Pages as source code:

==================================================

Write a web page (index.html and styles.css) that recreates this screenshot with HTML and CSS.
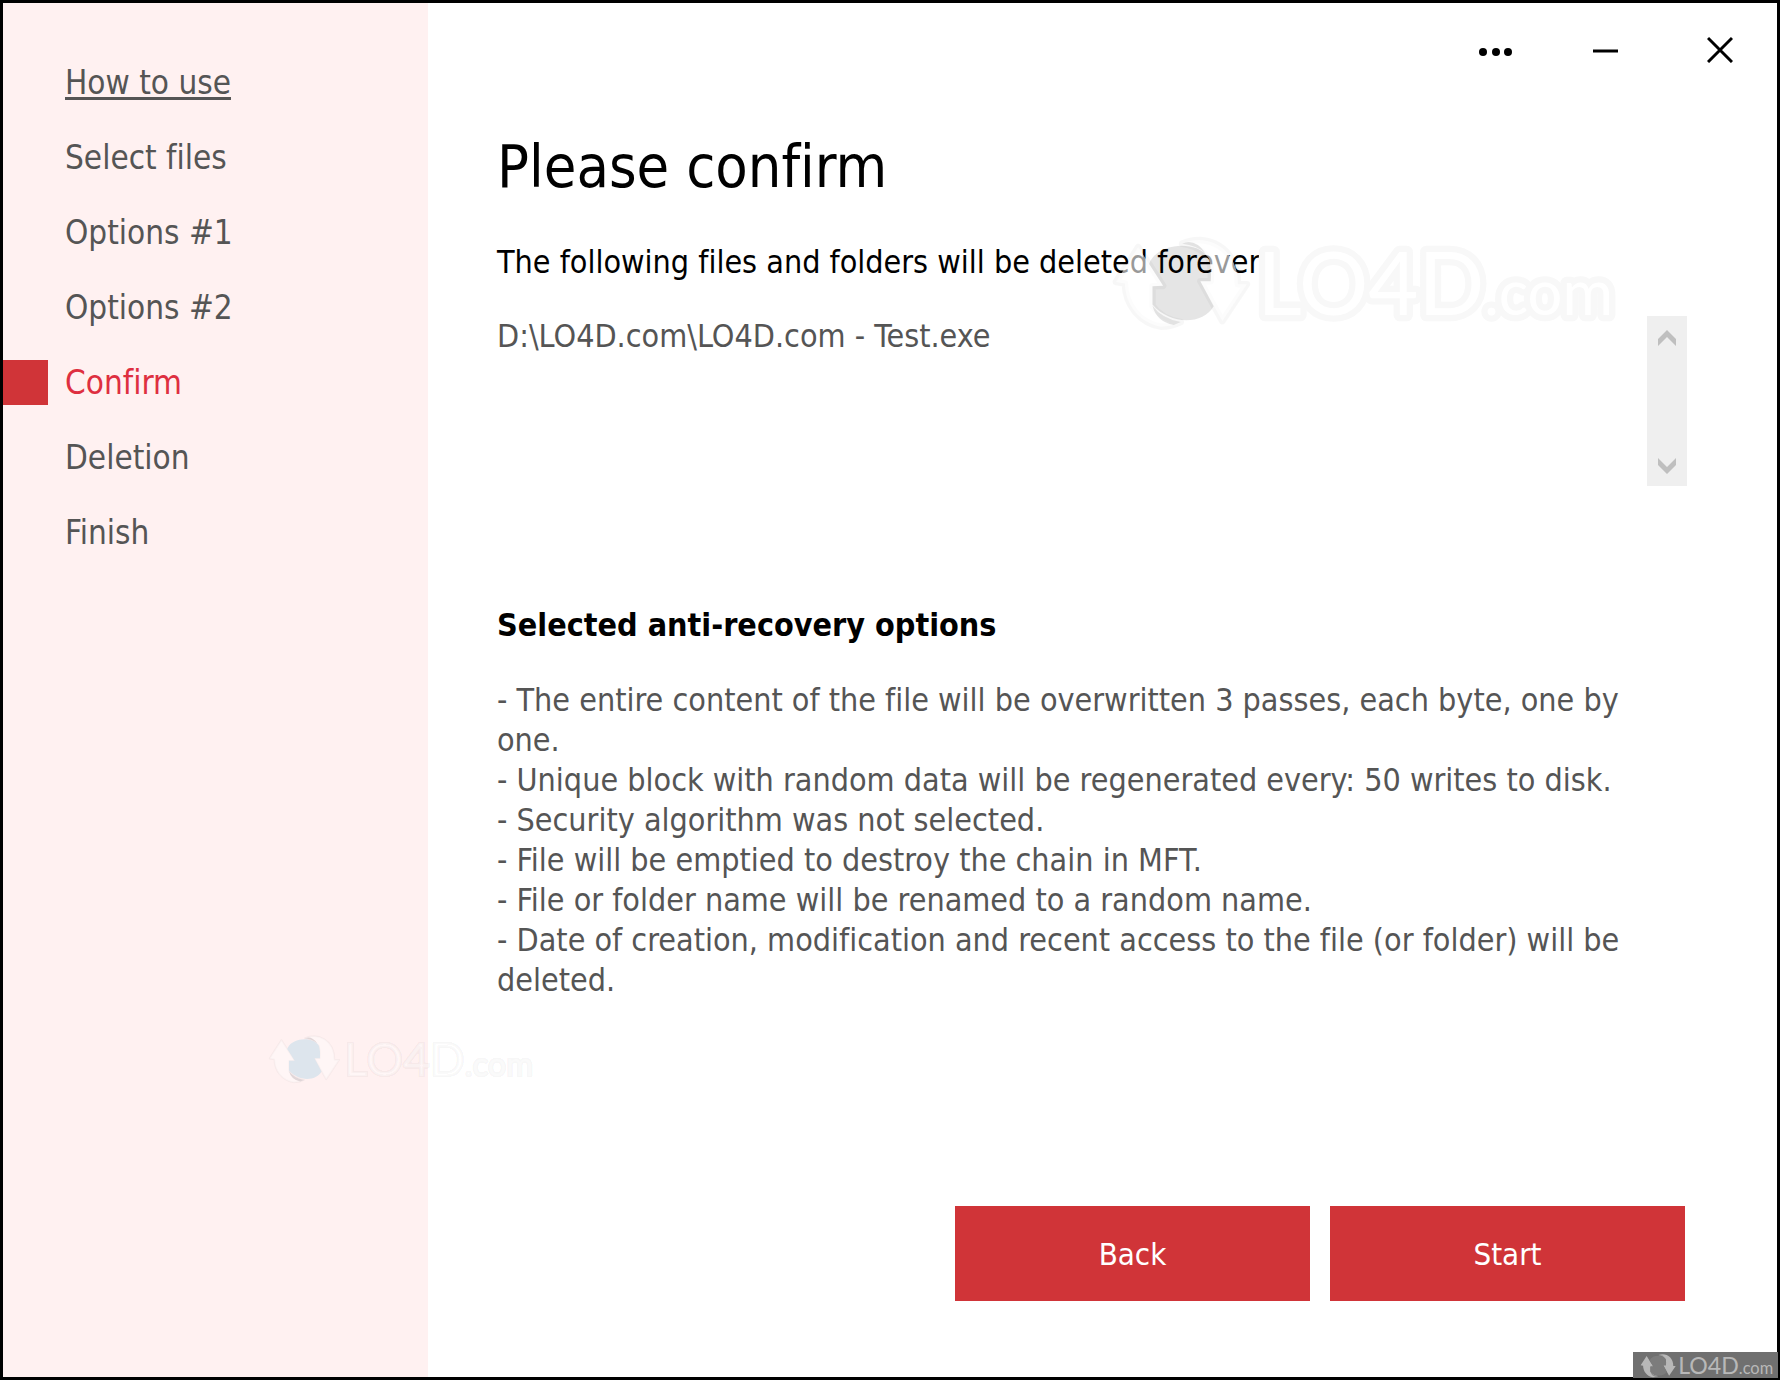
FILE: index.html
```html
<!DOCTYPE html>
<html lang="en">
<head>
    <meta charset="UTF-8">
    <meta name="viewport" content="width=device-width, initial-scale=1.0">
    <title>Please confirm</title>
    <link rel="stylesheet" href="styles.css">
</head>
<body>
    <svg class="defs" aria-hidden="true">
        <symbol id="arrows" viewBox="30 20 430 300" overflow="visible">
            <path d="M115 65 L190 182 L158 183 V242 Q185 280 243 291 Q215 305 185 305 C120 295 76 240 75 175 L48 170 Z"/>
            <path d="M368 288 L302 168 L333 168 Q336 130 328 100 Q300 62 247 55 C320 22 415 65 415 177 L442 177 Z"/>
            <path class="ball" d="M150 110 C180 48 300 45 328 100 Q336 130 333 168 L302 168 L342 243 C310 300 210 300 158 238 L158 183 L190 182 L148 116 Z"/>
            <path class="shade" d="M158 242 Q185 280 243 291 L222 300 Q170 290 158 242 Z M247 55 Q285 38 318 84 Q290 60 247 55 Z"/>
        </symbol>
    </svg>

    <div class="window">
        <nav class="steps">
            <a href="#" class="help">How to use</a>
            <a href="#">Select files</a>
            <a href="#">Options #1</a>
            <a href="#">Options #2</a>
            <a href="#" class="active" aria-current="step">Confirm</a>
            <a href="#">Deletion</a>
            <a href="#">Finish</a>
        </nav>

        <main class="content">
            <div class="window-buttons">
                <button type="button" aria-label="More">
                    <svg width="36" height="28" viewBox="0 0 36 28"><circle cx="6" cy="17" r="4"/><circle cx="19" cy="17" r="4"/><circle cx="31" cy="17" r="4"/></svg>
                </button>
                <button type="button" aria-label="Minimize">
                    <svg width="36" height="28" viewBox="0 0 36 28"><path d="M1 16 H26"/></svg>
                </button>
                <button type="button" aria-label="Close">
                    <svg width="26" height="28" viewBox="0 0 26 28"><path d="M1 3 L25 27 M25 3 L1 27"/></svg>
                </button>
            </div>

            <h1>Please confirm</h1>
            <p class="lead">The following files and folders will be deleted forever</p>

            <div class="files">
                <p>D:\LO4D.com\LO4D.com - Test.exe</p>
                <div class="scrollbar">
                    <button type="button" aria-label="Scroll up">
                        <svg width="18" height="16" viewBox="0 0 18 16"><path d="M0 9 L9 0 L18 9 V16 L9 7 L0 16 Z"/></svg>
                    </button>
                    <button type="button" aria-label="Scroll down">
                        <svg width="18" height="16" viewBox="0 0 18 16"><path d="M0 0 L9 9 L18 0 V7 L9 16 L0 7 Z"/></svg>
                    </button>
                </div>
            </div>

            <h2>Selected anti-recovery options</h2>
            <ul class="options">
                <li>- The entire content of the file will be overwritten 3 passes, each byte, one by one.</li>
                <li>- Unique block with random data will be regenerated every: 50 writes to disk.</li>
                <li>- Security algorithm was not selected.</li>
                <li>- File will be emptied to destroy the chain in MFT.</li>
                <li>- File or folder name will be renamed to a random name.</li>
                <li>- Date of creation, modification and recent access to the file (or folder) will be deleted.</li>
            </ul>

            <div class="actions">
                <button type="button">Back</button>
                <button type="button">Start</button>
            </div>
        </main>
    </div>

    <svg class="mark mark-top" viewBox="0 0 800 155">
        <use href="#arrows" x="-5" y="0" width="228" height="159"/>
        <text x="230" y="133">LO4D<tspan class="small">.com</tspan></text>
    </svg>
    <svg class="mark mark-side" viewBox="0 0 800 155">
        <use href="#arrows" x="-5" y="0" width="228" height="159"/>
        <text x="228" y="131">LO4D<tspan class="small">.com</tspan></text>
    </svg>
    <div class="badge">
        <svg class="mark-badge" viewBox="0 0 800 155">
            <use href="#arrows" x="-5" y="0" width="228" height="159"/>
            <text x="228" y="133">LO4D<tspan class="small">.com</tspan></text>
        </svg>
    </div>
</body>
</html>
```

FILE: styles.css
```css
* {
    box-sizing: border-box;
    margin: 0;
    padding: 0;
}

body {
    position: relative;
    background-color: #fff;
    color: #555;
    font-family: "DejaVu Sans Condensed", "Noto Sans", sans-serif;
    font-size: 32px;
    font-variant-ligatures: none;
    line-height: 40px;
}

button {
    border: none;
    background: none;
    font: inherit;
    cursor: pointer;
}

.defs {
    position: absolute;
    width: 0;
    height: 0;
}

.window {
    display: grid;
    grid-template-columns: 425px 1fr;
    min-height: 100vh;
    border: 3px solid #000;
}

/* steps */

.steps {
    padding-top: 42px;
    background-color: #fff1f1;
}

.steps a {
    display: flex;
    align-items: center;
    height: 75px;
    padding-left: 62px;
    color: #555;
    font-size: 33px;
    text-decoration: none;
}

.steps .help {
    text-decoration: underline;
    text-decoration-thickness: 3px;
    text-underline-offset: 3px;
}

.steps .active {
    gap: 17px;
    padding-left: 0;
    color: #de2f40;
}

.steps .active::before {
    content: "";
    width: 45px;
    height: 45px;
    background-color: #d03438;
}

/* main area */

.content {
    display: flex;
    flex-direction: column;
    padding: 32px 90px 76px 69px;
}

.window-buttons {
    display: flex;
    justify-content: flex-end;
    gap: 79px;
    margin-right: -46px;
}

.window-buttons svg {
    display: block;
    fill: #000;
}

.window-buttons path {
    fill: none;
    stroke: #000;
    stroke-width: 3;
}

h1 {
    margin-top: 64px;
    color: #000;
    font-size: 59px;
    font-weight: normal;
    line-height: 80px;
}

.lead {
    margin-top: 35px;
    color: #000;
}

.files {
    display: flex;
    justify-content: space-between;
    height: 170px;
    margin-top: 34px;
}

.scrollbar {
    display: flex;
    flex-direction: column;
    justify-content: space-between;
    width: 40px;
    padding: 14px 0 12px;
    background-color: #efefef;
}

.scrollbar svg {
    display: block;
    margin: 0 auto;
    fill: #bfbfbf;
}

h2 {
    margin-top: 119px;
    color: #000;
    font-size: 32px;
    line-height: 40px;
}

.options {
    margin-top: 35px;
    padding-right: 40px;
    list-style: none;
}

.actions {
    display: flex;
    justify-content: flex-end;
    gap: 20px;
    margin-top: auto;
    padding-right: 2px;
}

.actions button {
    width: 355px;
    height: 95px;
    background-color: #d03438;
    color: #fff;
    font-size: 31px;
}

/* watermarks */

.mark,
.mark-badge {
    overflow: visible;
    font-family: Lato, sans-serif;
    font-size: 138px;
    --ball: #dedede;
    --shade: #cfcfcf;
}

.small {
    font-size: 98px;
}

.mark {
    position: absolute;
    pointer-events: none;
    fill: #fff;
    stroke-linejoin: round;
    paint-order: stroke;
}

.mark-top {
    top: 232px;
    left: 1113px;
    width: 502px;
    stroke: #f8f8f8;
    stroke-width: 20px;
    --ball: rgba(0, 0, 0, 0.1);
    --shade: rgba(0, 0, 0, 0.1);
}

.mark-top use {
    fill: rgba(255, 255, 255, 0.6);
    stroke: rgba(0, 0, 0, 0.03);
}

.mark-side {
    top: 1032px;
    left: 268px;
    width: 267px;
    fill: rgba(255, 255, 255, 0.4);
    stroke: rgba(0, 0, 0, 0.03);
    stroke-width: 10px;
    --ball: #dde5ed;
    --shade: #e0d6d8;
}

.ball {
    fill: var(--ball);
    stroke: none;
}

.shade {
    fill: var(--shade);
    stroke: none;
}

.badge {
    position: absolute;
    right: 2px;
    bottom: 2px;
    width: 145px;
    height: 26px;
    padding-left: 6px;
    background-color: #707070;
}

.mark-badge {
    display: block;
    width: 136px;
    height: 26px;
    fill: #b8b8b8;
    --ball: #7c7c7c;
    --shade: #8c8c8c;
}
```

==================================================

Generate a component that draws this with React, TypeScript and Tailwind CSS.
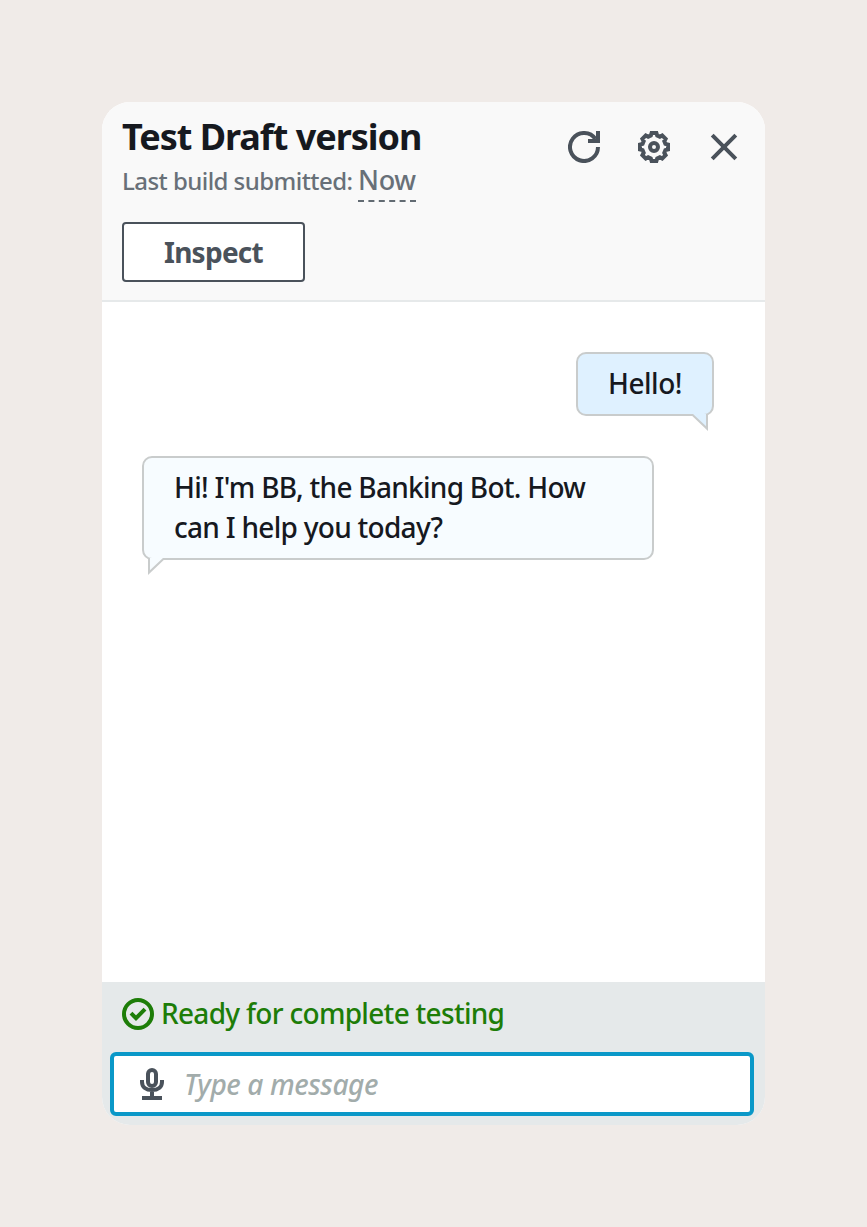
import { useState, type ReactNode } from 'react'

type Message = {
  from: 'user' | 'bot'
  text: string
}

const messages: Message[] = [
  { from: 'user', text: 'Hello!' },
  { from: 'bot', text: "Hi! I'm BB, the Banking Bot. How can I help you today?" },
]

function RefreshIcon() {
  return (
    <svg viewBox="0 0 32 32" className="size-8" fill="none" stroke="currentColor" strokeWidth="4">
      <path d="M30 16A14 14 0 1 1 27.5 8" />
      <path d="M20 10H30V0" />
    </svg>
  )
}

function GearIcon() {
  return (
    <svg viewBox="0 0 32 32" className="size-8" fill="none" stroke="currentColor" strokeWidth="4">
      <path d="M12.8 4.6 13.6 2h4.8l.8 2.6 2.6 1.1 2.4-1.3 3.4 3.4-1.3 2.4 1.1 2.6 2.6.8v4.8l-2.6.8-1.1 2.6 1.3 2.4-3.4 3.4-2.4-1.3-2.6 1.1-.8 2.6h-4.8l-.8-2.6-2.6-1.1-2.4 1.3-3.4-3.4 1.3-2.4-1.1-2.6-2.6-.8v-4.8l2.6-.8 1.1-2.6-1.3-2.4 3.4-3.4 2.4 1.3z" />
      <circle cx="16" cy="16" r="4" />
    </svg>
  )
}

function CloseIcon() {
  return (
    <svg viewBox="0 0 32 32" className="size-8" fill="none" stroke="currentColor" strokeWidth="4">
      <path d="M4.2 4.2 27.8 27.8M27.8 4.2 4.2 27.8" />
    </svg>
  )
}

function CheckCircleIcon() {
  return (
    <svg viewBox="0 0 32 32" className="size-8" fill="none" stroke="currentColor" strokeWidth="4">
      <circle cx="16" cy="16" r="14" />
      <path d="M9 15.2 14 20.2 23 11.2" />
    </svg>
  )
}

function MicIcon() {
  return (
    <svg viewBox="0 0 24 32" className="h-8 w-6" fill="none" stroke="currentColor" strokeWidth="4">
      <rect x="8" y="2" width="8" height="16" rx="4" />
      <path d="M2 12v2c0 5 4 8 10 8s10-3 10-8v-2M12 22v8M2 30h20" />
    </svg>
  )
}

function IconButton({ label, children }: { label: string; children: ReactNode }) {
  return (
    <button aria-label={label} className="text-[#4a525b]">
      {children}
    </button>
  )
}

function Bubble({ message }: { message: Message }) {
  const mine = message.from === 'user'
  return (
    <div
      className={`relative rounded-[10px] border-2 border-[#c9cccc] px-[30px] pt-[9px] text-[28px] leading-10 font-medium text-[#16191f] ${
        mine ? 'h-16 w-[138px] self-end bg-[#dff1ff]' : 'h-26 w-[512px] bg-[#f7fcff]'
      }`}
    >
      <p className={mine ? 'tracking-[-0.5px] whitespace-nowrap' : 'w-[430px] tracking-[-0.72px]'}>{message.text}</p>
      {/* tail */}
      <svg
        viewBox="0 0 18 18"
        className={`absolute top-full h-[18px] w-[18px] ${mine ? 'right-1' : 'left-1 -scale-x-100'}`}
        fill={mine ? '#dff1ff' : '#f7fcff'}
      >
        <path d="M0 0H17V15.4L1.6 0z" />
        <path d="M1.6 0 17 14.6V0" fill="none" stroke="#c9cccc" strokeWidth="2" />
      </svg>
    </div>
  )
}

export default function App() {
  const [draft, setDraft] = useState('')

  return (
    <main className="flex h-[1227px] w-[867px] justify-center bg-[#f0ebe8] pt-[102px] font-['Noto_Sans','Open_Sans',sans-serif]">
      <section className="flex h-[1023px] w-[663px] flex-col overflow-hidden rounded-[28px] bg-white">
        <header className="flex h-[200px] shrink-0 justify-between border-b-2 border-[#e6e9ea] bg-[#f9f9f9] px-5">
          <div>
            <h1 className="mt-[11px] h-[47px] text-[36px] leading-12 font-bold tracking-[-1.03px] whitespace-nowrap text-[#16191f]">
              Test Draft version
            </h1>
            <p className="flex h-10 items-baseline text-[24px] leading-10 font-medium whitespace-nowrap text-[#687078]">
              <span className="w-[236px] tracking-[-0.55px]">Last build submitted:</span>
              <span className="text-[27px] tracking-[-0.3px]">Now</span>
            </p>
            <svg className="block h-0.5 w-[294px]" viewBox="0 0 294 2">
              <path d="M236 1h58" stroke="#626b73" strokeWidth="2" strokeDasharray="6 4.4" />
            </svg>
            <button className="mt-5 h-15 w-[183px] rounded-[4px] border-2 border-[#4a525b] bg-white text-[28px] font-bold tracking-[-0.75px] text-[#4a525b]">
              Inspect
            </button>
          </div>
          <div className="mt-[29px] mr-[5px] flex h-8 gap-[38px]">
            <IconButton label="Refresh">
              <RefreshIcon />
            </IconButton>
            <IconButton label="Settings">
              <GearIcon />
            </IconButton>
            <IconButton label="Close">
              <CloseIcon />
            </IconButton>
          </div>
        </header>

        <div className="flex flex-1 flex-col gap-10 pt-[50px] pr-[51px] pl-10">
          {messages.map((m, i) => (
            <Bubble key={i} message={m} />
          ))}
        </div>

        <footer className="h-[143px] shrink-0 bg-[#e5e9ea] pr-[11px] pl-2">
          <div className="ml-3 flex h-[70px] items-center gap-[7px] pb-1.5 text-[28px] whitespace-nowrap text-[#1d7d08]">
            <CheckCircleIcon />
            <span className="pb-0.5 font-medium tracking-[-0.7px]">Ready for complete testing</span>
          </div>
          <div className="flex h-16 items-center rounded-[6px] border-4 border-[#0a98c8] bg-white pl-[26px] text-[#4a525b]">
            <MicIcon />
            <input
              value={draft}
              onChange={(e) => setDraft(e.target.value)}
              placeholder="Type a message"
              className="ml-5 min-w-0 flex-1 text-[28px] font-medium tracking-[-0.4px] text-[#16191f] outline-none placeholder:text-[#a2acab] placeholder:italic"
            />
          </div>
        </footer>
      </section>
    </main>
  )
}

==================================================

## Written instruction
From the records above, pull out every line containing the word "that".

## Answer to this exercise
Write a web page (index.html and styles.css) that recreates this screenshot with HTML and CSS.
Generate a component that draws this with React, TypeScript and Tailwind CSS.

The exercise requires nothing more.